WORK INSTRUCTIONS: For the records below, say how many lines contain the string "this". Give the number only.

DATASET EXCERPTS:
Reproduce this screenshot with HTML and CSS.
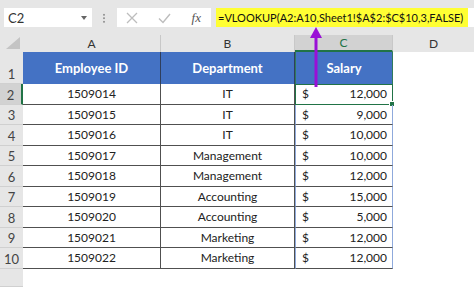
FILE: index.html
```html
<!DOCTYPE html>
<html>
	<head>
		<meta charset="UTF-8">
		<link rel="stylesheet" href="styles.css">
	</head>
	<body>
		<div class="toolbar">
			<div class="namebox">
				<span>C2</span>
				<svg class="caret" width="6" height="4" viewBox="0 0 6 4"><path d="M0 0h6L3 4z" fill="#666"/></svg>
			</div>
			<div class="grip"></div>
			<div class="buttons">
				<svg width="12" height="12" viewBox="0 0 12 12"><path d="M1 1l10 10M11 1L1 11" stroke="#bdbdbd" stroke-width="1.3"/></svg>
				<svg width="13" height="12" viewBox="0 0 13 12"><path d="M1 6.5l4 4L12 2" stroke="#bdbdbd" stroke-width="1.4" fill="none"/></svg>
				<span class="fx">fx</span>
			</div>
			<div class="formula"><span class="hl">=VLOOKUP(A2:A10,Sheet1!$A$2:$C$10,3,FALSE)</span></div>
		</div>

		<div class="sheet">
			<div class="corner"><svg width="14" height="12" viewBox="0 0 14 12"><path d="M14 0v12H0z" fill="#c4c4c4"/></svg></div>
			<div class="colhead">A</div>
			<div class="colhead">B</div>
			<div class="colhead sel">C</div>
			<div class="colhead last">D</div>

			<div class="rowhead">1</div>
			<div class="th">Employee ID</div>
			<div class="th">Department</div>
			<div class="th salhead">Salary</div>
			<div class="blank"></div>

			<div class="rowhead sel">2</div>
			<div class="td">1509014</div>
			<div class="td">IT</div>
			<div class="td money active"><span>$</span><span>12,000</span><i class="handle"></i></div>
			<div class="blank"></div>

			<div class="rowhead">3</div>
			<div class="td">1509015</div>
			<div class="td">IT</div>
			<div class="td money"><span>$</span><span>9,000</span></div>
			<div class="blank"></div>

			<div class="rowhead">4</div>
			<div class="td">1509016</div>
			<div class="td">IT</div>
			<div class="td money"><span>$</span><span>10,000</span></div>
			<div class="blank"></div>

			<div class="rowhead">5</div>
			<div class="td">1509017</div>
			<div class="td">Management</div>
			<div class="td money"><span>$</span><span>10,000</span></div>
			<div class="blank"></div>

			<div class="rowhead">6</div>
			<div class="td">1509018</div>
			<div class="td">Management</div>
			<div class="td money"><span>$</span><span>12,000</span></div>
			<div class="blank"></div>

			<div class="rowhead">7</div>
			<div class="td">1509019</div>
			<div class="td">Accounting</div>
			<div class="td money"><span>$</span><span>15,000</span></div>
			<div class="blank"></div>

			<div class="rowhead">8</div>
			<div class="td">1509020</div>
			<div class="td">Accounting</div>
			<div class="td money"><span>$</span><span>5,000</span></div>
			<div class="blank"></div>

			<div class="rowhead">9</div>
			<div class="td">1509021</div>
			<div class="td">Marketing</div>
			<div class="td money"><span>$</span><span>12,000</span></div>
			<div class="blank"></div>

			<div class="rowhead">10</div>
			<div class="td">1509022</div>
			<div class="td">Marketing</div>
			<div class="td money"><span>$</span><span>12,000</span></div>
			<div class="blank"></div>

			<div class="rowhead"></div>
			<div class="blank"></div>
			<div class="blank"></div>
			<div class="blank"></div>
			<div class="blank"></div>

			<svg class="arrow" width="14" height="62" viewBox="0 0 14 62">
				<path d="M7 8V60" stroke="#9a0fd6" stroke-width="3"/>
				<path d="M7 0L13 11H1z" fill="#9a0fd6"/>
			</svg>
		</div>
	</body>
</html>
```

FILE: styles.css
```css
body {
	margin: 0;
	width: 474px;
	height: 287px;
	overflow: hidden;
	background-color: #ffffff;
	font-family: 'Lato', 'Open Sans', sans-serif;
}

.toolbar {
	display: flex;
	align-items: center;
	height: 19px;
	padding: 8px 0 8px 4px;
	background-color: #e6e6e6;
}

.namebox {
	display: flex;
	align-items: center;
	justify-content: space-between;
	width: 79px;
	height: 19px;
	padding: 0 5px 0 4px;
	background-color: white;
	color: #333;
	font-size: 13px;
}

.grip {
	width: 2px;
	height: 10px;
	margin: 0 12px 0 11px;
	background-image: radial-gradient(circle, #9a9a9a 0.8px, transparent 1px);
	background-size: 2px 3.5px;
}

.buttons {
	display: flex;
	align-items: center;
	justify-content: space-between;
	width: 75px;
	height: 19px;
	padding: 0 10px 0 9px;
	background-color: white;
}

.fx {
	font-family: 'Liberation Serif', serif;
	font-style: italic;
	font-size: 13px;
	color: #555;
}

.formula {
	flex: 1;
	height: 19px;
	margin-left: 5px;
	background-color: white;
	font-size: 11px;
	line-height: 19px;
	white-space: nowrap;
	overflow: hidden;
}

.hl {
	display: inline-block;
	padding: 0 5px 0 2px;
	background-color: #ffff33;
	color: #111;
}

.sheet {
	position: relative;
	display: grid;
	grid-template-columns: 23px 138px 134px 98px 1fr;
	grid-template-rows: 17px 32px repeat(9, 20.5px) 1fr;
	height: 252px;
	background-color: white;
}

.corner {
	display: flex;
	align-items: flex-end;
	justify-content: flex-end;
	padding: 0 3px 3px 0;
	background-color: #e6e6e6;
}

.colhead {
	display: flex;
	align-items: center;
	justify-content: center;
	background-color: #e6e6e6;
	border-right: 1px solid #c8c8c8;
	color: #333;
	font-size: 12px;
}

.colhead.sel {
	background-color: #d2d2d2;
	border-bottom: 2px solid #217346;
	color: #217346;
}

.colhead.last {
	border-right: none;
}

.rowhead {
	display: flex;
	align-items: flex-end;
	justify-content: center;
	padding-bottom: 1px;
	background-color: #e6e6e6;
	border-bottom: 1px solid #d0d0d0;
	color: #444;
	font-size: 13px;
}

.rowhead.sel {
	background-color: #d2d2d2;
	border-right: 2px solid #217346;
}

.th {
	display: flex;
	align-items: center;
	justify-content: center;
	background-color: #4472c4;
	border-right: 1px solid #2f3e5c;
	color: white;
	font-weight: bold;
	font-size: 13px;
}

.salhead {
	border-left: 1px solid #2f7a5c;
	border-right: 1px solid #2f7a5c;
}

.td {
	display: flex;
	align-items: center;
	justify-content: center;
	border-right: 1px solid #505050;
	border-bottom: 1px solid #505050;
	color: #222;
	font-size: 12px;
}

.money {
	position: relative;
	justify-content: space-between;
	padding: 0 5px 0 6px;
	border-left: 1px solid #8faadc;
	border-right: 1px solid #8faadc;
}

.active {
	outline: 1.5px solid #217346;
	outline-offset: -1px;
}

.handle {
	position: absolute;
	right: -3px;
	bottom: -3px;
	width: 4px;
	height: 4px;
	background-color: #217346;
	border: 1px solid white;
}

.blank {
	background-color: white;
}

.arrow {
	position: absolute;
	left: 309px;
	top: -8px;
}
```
==
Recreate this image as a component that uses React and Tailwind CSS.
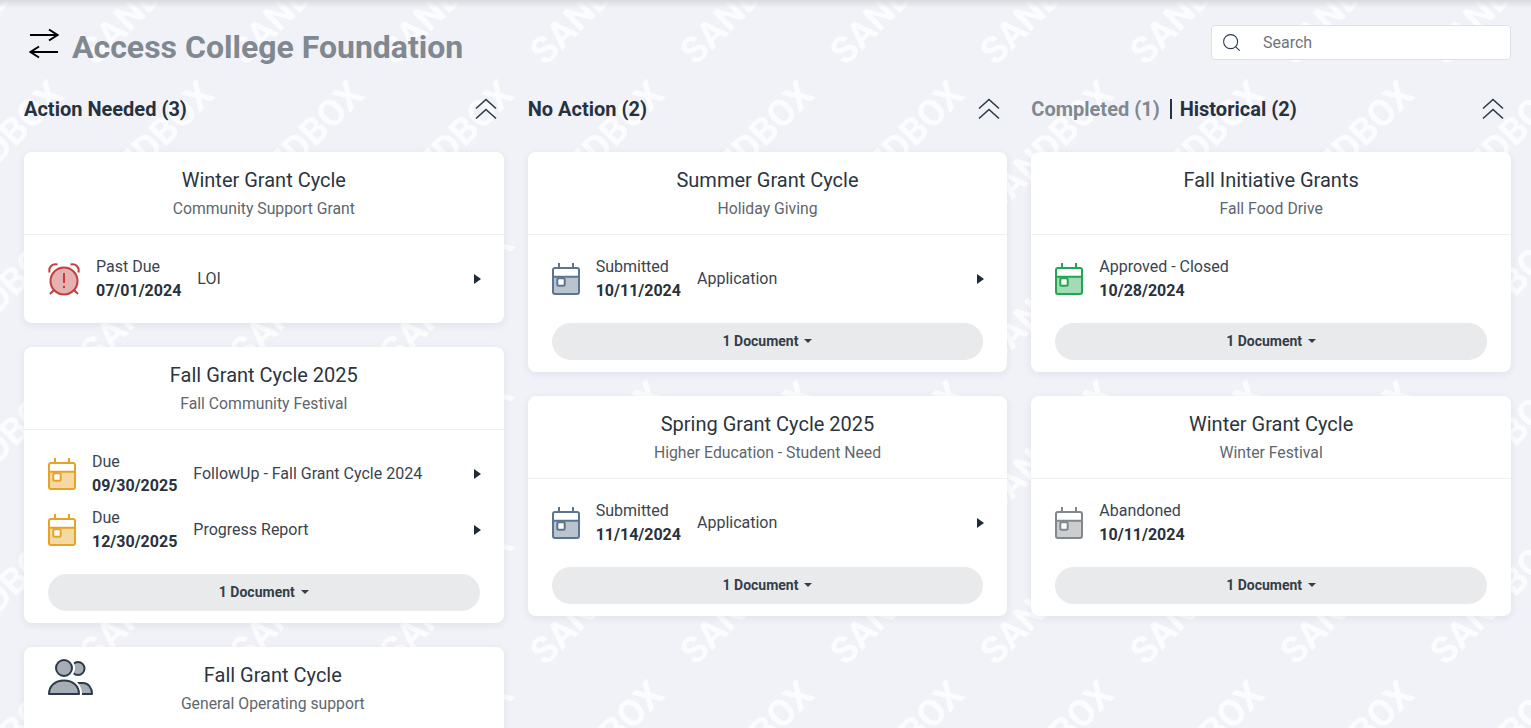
--
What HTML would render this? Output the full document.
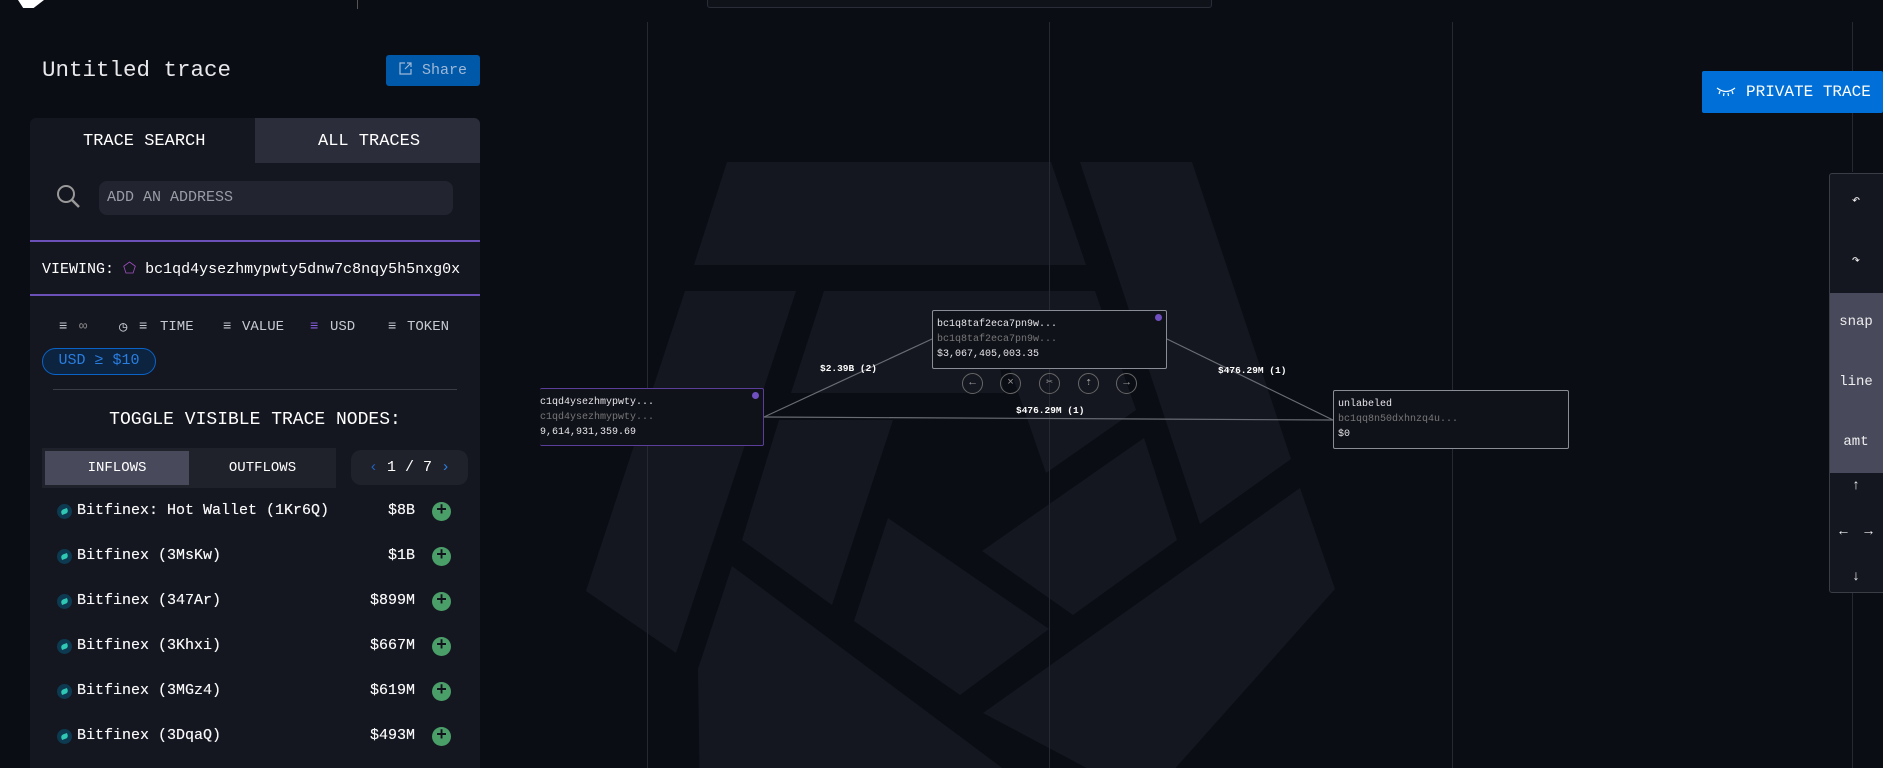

FINAL RESULT: 3